# EXERCISE TASK:
Return the lines from the one with "Recreate this image as a component that uses React, TypeScript" through the one with "string; expander?: boolean", exactly as they appear and with no pictures.
____
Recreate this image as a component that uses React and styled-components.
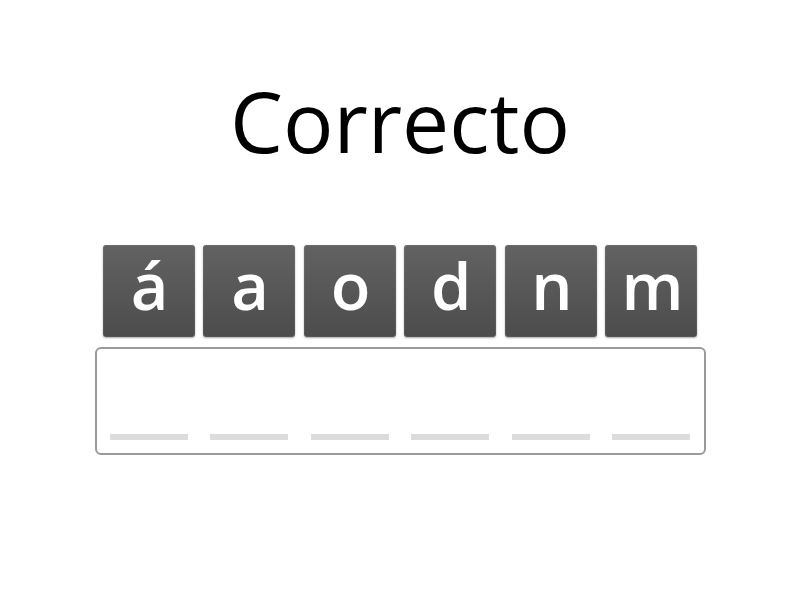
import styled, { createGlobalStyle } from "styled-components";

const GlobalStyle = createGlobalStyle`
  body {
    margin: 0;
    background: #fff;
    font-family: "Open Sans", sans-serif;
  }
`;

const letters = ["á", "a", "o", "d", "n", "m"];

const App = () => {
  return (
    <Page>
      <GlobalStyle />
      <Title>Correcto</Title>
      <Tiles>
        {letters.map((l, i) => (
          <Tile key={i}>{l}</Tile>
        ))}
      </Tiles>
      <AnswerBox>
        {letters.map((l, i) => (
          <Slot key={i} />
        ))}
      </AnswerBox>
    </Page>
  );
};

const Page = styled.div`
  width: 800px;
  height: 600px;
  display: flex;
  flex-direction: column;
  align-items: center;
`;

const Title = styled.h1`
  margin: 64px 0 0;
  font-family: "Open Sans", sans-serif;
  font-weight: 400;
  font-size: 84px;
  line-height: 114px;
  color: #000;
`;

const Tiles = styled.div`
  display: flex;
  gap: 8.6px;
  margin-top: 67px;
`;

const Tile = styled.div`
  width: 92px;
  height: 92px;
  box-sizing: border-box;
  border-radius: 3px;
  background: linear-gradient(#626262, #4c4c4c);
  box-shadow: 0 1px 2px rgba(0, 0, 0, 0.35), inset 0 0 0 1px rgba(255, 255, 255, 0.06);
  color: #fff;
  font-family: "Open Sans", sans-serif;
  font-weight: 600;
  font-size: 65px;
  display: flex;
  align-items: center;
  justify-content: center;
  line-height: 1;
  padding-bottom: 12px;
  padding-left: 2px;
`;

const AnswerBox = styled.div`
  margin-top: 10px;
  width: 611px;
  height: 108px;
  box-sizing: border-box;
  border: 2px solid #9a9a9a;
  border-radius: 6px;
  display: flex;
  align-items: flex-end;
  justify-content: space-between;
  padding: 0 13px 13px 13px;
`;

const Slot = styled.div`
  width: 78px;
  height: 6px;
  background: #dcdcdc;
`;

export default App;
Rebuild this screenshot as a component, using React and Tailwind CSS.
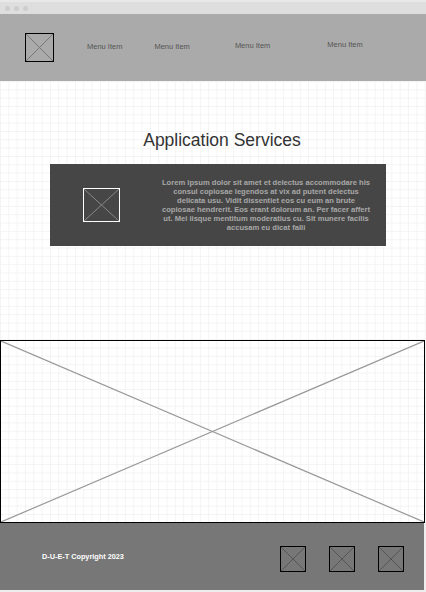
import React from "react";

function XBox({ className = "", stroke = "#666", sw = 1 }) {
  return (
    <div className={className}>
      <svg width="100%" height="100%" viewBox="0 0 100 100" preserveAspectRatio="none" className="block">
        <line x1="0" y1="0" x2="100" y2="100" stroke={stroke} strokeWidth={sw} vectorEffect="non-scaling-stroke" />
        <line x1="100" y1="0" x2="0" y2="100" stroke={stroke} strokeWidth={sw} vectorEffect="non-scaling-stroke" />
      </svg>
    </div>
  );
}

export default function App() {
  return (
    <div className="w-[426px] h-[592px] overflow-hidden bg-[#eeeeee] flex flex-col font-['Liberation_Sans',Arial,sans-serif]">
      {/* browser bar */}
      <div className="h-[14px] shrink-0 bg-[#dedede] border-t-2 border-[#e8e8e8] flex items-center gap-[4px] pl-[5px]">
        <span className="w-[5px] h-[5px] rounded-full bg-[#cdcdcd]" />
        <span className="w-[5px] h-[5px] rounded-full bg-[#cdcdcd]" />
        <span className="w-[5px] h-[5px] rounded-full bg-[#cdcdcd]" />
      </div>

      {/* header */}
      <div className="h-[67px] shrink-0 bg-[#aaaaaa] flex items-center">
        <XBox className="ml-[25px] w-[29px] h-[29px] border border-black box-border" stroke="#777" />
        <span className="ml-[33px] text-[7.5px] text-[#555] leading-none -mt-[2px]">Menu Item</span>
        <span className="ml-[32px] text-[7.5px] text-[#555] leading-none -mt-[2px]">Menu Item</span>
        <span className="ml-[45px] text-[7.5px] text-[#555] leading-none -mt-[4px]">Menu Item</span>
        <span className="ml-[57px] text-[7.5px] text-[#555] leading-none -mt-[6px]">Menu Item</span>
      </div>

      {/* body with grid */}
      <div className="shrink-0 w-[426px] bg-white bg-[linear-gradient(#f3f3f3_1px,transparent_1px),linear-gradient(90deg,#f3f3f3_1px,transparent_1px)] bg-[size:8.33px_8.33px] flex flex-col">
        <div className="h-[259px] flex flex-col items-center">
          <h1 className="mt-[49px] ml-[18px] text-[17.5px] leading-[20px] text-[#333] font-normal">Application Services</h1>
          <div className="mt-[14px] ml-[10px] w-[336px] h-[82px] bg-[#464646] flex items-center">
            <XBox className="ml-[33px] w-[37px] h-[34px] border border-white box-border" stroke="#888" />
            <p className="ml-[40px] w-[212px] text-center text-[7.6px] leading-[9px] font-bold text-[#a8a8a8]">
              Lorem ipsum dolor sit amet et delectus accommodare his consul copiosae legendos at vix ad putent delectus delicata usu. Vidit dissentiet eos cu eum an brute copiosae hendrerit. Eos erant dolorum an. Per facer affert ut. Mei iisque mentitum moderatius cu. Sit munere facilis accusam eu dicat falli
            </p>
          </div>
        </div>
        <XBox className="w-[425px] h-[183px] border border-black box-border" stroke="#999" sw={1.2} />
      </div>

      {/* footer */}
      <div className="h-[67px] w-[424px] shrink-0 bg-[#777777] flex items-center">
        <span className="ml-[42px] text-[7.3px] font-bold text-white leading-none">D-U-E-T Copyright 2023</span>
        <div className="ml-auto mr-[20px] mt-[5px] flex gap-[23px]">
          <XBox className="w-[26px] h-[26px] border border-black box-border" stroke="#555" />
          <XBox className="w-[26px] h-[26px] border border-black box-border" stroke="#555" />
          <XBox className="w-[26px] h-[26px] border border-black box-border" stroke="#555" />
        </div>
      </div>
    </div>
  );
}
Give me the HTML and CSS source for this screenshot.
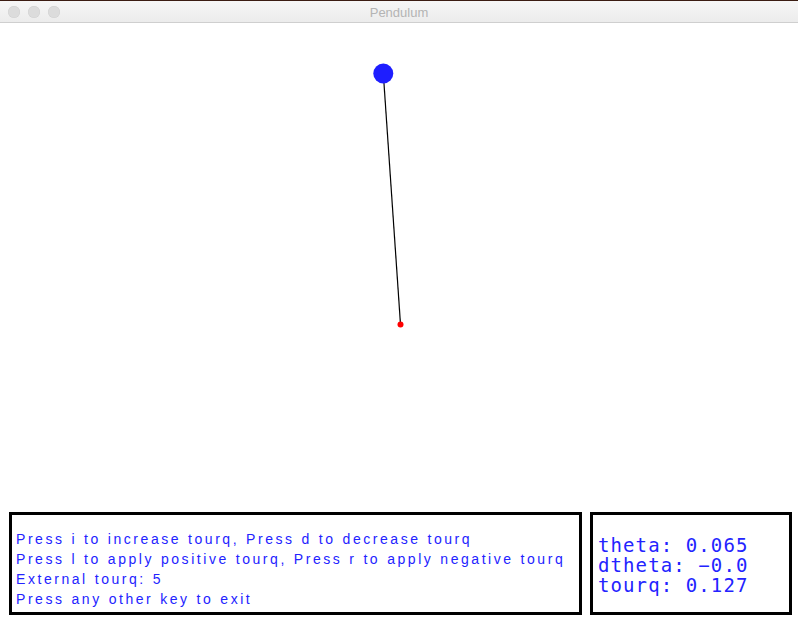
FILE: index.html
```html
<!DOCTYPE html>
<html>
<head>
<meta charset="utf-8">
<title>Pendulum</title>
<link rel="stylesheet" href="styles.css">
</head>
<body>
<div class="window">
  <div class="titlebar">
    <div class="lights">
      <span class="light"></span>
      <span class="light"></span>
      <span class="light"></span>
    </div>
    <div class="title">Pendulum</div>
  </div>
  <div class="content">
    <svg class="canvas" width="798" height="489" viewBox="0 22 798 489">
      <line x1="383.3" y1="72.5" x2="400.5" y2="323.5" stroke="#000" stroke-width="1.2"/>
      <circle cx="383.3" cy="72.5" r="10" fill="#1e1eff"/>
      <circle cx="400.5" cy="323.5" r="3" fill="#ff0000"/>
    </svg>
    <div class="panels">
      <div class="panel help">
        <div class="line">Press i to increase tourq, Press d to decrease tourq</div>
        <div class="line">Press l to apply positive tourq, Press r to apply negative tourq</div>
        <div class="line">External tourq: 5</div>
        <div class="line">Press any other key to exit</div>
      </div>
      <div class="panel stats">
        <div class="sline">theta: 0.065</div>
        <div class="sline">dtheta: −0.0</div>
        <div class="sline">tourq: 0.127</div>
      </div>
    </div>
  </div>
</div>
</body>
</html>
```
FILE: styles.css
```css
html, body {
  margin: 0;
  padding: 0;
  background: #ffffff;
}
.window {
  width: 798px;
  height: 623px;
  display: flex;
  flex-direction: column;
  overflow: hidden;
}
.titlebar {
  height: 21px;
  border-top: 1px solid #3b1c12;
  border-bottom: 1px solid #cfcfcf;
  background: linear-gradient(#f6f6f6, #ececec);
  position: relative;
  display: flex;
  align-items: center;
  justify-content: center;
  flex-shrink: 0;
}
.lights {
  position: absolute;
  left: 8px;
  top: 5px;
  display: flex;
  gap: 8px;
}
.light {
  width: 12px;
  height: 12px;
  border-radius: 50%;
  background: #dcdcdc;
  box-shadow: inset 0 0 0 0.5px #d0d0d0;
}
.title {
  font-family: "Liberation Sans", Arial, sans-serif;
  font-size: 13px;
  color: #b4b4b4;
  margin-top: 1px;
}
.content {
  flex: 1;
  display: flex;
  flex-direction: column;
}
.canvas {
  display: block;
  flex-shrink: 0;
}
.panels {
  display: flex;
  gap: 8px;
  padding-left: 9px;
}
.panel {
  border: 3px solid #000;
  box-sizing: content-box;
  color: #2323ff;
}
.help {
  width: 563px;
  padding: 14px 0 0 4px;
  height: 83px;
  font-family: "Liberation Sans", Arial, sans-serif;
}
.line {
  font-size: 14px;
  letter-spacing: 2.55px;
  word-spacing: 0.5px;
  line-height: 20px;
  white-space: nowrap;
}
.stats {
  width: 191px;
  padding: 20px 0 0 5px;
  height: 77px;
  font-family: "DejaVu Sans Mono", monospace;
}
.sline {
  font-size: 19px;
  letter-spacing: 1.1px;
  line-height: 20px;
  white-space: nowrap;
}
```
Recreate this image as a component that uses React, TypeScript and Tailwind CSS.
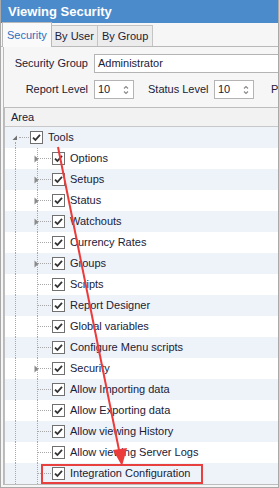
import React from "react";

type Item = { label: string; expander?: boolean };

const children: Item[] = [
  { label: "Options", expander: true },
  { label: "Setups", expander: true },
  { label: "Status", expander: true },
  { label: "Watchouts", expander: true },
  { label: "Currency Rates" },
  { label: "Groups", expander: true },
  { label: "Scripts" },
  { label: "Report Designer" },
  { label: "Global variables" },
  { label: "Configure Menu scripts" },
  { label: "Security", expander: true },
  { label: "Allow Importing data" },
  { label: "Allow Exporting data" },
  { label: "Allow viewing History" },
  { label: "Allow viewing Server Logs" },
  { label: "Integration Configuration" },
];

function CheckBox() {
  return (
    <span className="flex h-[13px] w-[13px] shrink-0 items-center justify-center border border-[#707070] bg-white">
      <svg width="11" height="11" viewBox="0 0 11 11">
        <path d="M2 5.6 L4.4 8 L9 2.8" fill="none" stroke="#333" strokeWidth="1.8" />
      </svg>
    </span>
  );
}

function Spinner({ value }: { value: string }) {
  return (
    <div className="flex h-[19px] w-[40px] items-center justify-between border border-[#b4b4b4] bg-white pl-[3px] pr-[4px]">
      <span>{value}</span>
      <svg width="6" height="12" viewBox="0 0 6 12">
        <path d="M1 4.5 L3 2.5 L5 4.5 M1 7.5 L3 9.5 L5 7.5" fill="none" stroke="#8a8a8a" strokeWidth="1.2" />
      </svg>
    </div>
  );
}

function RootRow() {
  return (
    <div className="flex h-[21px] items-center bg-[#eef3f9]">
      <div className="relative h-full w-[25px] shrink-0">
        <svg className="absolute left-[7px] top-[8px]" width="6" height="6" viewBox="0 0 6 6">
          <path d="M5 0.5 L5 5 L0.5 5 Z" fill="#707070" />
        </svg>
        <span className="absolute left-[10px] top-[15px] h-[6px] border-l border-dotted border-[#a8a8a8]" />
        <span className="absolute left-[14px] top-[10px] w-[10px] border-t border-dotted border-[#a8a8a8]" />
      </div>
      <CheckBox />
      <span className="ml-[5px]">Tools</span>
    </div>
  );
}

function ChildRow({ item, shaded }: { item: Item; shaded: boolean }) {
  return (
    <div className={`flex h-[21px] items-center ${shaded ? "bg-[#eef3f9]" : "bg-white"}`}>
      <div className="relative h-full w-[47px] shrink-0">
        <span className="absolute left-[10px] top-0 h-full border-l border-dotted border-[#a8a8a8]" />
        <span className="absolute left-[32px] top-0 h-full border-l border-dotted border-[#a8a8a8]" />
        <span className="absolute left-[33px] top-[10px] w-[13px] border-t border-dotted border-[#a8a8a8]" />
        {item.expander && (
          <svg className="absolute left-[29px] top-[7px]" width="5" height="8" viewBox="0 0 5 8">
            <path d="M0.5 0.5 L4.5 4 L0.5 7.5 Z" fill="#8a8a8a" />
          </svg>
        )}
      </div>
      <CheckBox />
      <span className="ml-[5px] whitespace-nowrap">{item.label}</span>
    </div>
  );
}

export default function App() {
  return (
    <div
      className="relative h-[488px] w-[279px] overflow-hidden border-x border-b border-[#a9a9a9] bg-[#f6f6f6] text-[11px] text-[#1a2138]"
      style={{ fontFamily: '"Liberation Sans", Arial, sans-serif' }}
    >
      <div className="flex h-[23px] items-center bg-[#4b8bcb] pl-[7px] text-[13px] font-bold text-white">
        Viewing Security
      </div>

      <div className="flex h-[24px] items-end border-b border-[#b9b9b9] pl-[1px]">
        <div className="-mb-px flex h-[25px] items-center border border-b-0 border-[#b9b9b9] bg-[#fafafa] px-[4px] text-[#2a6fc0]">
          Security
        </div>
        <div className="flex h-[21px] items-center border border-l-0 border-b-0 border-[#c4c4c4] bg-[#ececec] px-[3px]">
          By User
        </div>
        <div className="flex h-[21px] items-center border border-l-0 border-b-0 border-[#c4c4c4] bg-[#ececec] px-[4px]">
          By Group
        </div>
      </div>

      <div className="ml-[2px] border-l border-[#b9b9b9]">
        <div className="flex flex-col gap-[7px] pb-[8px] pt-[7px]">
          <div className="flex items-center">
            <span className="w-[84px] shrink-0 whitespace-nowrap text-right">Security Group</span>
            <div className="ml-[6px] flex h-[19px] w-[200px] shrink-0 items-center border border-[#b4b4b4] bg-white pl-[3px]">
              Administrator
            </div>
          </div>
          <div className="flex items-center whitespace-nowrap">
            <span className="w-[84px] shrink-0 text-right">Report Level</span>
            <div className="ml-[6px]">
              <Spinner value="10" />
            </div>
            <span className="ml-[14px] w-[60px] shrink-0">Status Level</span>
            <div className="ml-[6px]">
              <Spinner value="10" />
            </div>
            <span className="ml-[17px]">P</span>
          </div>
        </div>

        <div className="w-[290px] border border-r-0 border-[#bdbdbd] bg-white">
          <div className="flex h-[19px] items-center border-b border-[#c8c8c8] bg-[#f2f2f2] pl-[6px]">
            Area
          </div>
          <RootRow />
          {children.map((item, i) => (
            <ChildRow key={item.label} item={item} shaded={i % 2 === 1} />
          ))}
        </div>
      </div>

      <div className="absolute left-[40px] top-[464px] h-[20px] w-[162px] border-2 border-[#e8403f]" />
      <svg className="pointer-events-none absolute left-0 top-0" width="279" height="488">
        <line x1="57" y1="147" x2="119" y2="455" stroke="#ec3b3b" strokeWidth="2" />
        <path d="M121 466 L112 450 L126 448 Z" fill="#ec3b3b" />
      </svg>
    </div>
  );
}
____
# OUTPUT FOR THIS TASK:
Recreate this image as a component that uses React, TypeScript and Tailwind CSS.
import React from "react";

type Item = { label: string; expander?: boolean };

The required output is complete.